LivingstonThe town of Livingston, Montana is where the Absaroka Mountain range gives way to plains that stretch to the horizon. Originally named Clark City, after William Clark of the Lewis and Clark Expedition, the town's name was later changed in recognition of the Northern Pacific Railway executive Crawford Livingston. The Shoshone, Bannock, Blackfoot and Crow Indians called the area "The Valley of the Flowers" and it was considered sacred territory used for hunting.

Established in 1882 the city initially functioned as a service center for the steam locomotives headed west over Bozeman Pass. Today, many of the town's original buildings can still be seen. The city has worked hard to preserve its Old West character, which is evident in its restored downtown area with it's original storefronts housing an eclectic blend of shops, museums, galleries and restaurants.

The Livingston Depot, which was the original 1902 train station, is now a railroad museum. The Yellowstone Gateway Museum  is home to one of the oldest North American archeological sites and documents the history of Yellowstone and other parts of the western United States.

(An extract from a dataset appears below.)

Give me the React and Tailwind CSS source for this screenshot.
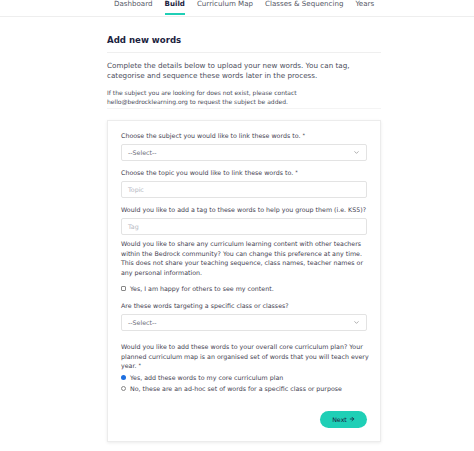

The Livingston area provides access to just about every form of outdoor activity. A fact recognized by the authors of “101 Best Outdoor Towns: Unspoiled Places to Visit, Live & Play” . When they rated it in the top ten cities in the U.S. An honor accorded it due to it's proximity to world-class hiking, camping, mountain climbing, cycling, wildlife watching, hunting, kayaking, river rafting and of course it's world renowned angling opportunities.

Now considered an artist haven, Livingston is home to some 13 art galleries, numerous restaurants, museums, attractions and accommodations. Located on US Highway 90, Livingston is approximately 30 miles east of Bozeman, and less than two hours from Yellowstone National Park.